ON THIS DAY POLITICS

Death of Marie Eleonore of Cleves

· 420 YEARS AGO

Marie Eleonore of Cleves, Duchess of Prussia by marriage to Albert Frederick, died on June 1, 1608. Her death ended her tenure as duchess consort.

On a mild early summer day in the Baltic city of Königsberg, Marie Eleonore of Cleves, Duchess of Prussia, drew her last breath. The date was June 1, 1608, and with her passing, an era of tenuous stability in the Duchy of Prussia came to an end. For over three decades, she had been the silent consort to one of the Holy Roman Empire’s most afflicted rulers, Albert Frederick, a man whose mental incapacity had turned a territory into a ship guided by distant hands. Though her own life had been marked by quiet endurance rather than decisive power, her death would soon be eclipsed by a far larger crisis—the struggle for the vast Jülich-Cleves-Berg inheritance—and yet her lineage would irrevocably shape the future of northeastern Europe.

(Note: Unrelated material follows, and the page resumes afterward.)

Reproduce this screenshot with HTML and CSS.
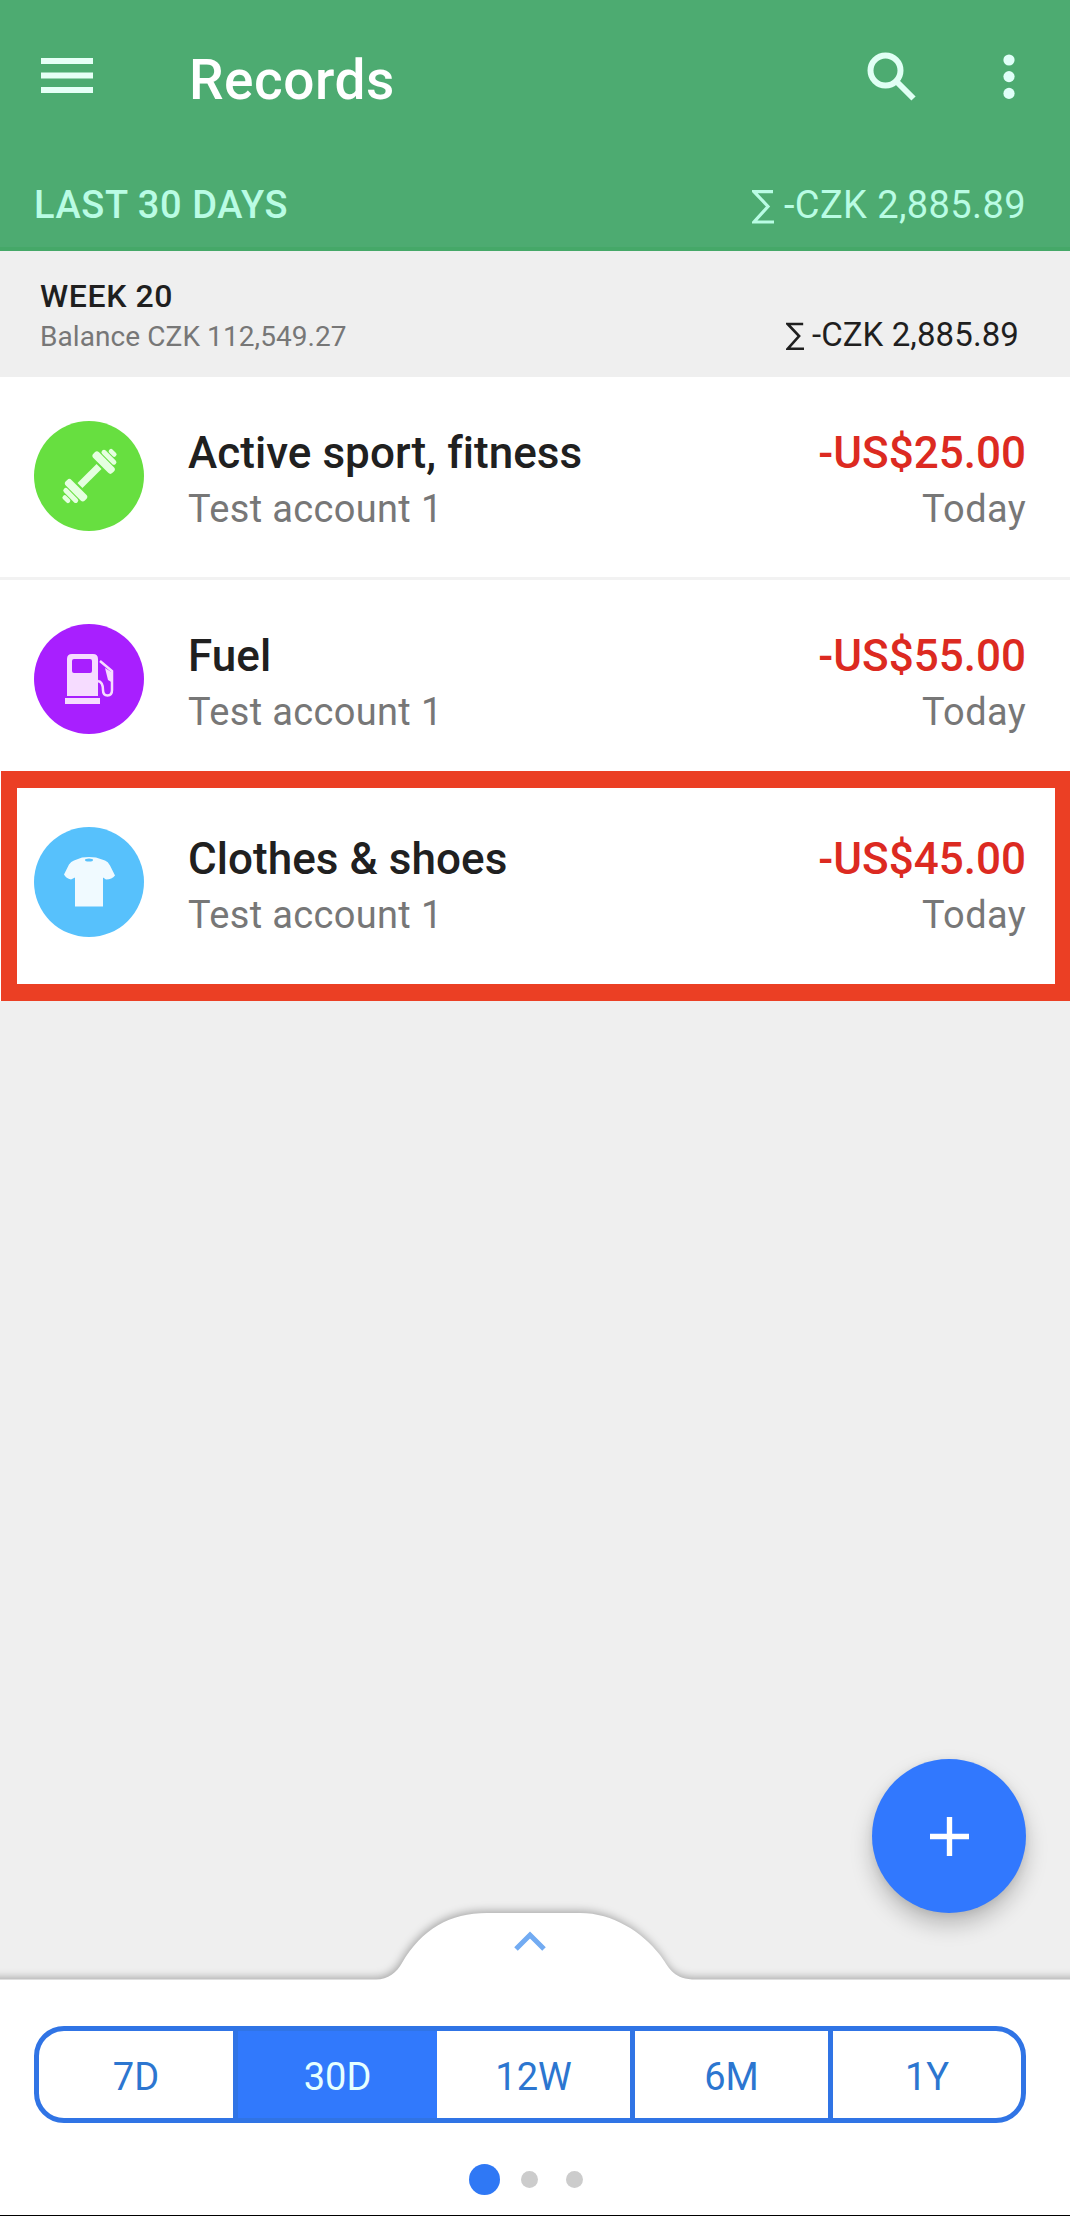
FILE: index.html
```html
<!DOCTYPE html>
<html lang="en">
<head>
<meta charset="utf-8">
<title>Records</title>
<link rel="stylesheet" href="styles.css">
</head>
<body>
<div class="app">
  <header class="header">
    <div class="toolbar">
      <svg class="menu-icon" viewBox="0 0 52 36"><path d="M0 3h52M0 17.5h52M0 32h52"/></svg>
      <h1 class="title">Records</h1>
      <svg class="search-icon" viewBox="0 0 50 50"><circle cx="18.5" cy="18.5" r="15"/><path d="M30 30L46.5 46.5"/></svg>
      <svg class="more-icon" viewBox="0 0 12 46"><circle cx="6" cy="6" r="5.6"/><circle cx="6" cy="22.6" r="5.6"/><circle cx="6" cy="39.4" r="5.6"/></svg>
    </div>
    <div class="period">
      <span class="period-name">LAST 30 DAYS</span>
      <span class="period-sum"><svg class="sigma" viewBox="0 0 22 34"><path d="M21 1.7H2L16 16.5L2 32H22"/></svg>-CZK 2,885.89</span>
    </div>
  </header>

  <section class="week">
    <div class="week-info">
      <div class="week-name">WEEK 20</div>
      <div class="week-balance">Balance CZK 112,549.27</div>
    </div>
    <div class="week-sum"><svg class="sigma" viewBox="0 0 22 34"><path d="M21 1.7H2L16 16.5L2 32H22"/></svg>-CZK 2,885.89</div>
  </section>

  <main class="records">
    <article class="record">
      <svg class="badge sport" viewBox="0 0 110 110">
        <circle cx="55" cy="55" r="55"/>
        <g class="glyph" transform="rotate(-45 55.5 55)">
          <rect x="42" y="51.5" width="27" height="7"/>
          <rect x="32" y="42" width="8" height="27" rx="3"/><rect x="26" y="46" width="5" height="19" rx="2.5"/><rect x="20.5" y="50.5" width="4.5" height="9" rx="2"/>
          <rect x="71" y="42" width="8" height="27" rx="3"/><rect x="80" y="46" width="5" height="19" rx="2.5"/><rect x="86" y="50.5" width="4.5" height="9" rx="2"/>
        </g>
      </svg>
      <div class="record-main"><div class="record-name">Active sport, fitness</div><div class="record-sub">Test account 1</div></div>
      <div class="record-side"><div class="record-amount">-US$25.00</div><div class="record-sub">Today</div></div>
    </article>
    <article class="record">
      <svg class="badge fuel" viewBox="0 0 110 110">
        <circle cx="55" cy="55" r="55"/>
        <g class="glyph">
          <path fill-rule="evenodd" d="M33 72V35q0-5 5-5h21q5 0 5 5V72zM38 37v10q0 2 2 2h16q2 0 2-2v-10q0-2-2-2H40q-2 0-2 2z"/>
          <rect x="31" y="74" width="35" height="6"/>
          <path class="hose" d="M66 37L78 47V66q0 5.500-4.500 5.500t-4.500-5.500q0-8-5-9"/>
          <path d="M71 44l8 5v10l-5-3z"/>
        </g>
      </svg>
      <div class="record-main"><div class="record-name">Fuel</div><div class="record-sub">Test account 1</div></div>
      <div class="record-side"><div class="record-amount">-US$55.00</div><div class="record-sub">Today</div></div>
    </article>
    <article class="record selected">
      <svg class="badge clothes" viewBox="0 0 110 110">
        <circle cx="55" cy="55" r="55"/>
        <path class="glyph" d="M48 30.500q7-1 14 0l9 3q3 1 5 5l5 10q-3 4-9 4l-3-2v29H41V50.500l-4 2q-5-1-7-5l5-10q2-3 5-4z"/>
        <ellipse cx="55" cy="33" rx="4" ry="1.500"/>
      </svg>
      <div class="record-main"><div class="record-name">Clothes &amp; shoes</div><div class="record-sub">Test account 1</div></div>
      <div class="record-side"><div class="record-amount">-US$45.00</div><div class="record-sub">Today</div></div>
    </article>
  </main>

  <footer class="footer">
    <svg class="sheet-edge" viewBox="0 0 1070 100">
      <path class="sheet" d="M-20 67.500H376C388 67.500 397 60 402 51C422 17 450 1 487 1H580C613 1 642 20 660 43C669 55 672 66 692 67.500H1090V130H-20z"/>
      <path class="chevron" d="M516 37L530 23L544 37"/>
    </svg>
    <div class="ranges">
      <span class="range">7D</span><span class="range active">30D</span><span class="range">12W</span><span class="range">6M</span><span class="range">1Y</span>
    </div>
    <div class="dots"><i class="dot current"></i><i class="dot"></i><i class="dot"></i></div>
  </footer>
  <button class="add" aria-label="Add"><svg viewBox="0 0 40 40"><path d="M0 20H40M20 0V40"/></svg></button>
</div>
</body>
</html>
```
FILE: styles.css
```css
* { box-sizing: border-box; }
body { margin: 0; font-family: Roboto, "Liberation Sans", sans-serif; background: #efefef; }
svg { display: block; flex: none; }
.app { position: relative; width: 1070px; height: 2216px; display: flex; flex-direction: column; overflow: hidden; border-bottom: 1px solid #000; }
.header { height: 251px; background: #4dab71; border-bottom: 4px solid #45a868; }
.toolbar { height: 160px; display: flex; align-items: center; padding: 0 55px 6px 41px; }
.menu-icon { width: 52px; height: 36px; margin-bottom: 2px; fill: none; stroke: #e6fff6; stroke-width: 6; }
.title { margin: 6px 0 0 96px; flex: 1; font-size: 55px; line-height: 64px; font-weight: 500; letter-spacing: .5px; color: #fff; }
.search-icon { width: 50px; height: 50px; margin-right: 86px; fill: none; stroke: #e0fff4; stroke-width: 6; }
.more-icon { width: 12px; height: 46px; fill: #e0fff8; }
.period { display: flex; justify-content: space-between; padding: 20px 44px 0 34px; font-size: 38px; line-height: 50px; color: #b9fce4; }
.period-name { font-weight: 500; letter-spacing: .6px; }
.period-sum { letter-spacing: .4px; }
.period-sum, .week-sum { display: flex; align-items: center; }
.sigma { width: 22px; height: 34px; margin: 4px 10px 0 0; fill: none; stroke: currentColor; stroke-width: 3.2; }
.week { height: 126px; display: flex; justify-content: space-between; padding: 26px 51px 0 40px; color: #1f1f1f; }
.week-name { font-size: 32px; line-height: 39px; font-weight: 500; letter-spacing: .6px; }
.week-balance { font-size: 28px; line-height: 42px; letter-spacing: .08px; color: #777; }
.week-sum { height: 40px; margin-top: 37px; font-size: 33px; letter-spacing: .1px; }
.week-sum .sigma { width: 18px; height: 29px; margin-right: 8px; }
.record { height: 200px; display: flex; padding: 44px 44px 0 34px; background: #fff; }
.record + .record { height: 203px; border-top: 3px solid #f2f2f2; }
.record + .record.selected { position: relative; height: 221px; border-top: 0; padding-top: 47px; }
.record.selected::after { content: ""; position: absolute; inset: -9px 0 0 1px; border: 17px solid #eb3f24; border-right-width: 15px; border-left-width: 16px; }
.badge { width: 110px; height: 110px; margin-right: 44px; }
.sport { fill: #67df40; }
.fuel { fill: #a81fff; }
.clothes { fill: #57c1fc; }
.glyph { fill: #e5ffe0; }
.fuel .glyph { fill: #f6dcff; }
.clothes .glyph { fill: #f0faff; }
.hose { fill: none; stroke: #f6dcff; stroke-width: 2.5; }
.record-main { flex: 1; }
.record-name, .record-amount { margin-top: 5px; font-size: 44px; line-height: 54px; font-weight: 500; color: #202020; }
.record-name { letter-spacing: .05px; }
.record-amount { color: #dc2a21; }
.record-sub { font-size: 38px; line-height: 58px; letter-spacing: .35px; color: #777; }
.record-side { text-align: right; }
.footer { position: relative; margin-top: auto; height: 303px; }
.sheet-edge { width: 1070px; height: 100px; overflow: visible; }
.sheet { fill: #fff; filter: drop-shadow(-1px -2px 4px rgba(0,0,0,.3)); }
.chevron { fill: none; stroke: #72abf2; stroke-width: 5; }
.footer::before { content: ""; position: absolute; inset: 99px 0 0; background: #fff; }
.ranges { position: relative; margin: 14px 44px 0 34px; height: 97px; display: grid; grid-template-columns: 199px 199px 198px 198px 1fr; border: 5px solid #3074e5; border-radius: 30px; overflow: hidden; }
.range { display: flex; align-items: center; justify-content: center; font-size: 38px; color: #2c76d0; border-right: 5px solid #3074e5; padding-top: 5px; }
.range:last-child { border-right: 0; }
.range.active { background: #3179fc; color: #e5ffff; border-right: 0; }
.dots { position: relative; display: flex; align-items: center; margin: 41px 0 0 469px; height: 31px; }
.dot { width: 17px; height: 17px; border-radius: 50%; background: #ccc; margin-right: 28px; }
.dot.current { width: 31px; height: 31px; background: #2f78f5; margin-right: 21px; }
.add { position: absolute; left: 872px; top: 1759px; width: 154px; height: 154px; padding: 0; border: 0; border-radius: 50%; background: #3178fe; display: grid; place-items: center; box-shadow: 0 12px 22px rgba(0,0,0,.22), 0 2px 8px rgba(0,0,0,.08); }
.add svg { width: 39px; height: 39px; stroke: #fff; stroke-width: 5.5; fill: none; }
```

The Princess from the Rhineland

Born on June 16, 1550, Marie Eleonore was the eldest child of William the Rich, Duke of Jülich-Cleves-Berg, and Maria of Austria, a daughter of Holy Roman Emperor Ferdinand I. The Rhineland duchy her father ruled was a sprawling patchwork of territories revered for its strategic location and religious complexity. Marie Eleonore grew up in a court that deftly navigated between the pressures of Reformation and Counter-Reformation, her father’s moderate policy earning him the epithet “the Rich” through both economic and diplomatic wealth.

Her marriage, arranged in the dynastic chessboard of 16th-century Europe, was a calculated move. In 1573, she wed Albert Frederick, the young Duke of Prussia, a fief held by the Hohenzollern dynasty as a Polish vassal. The union connected the westernmost reaches of German influence with the distant eastern Baltic, promising mutual support against the religious and territorial ambitions of their neighbors. But the bright hopes quickly dimmed as Albert Frederick’s mental health unraveled.

The Shadow of Madness

Albert Frederick, by the late 1570s, was increasingly unable to govern. His condition—described by contemporaries as melancholy or derangement—led to violent outbursts and a complete withdrawal from public life. By 1577, the Polish king was compelled to appoint a regent, and from that point forward, Prussia was administered by a series of guardians, including relatives from the Hohenzollern branches of Franconia and Brandenburg. Marie Eleonore, thrust into this twilight world, became a duchess in title only. Her role was reduced to managing the ducal household, bearing heirs, and maintaining the dignity of a sovereign whose mind had deserted him.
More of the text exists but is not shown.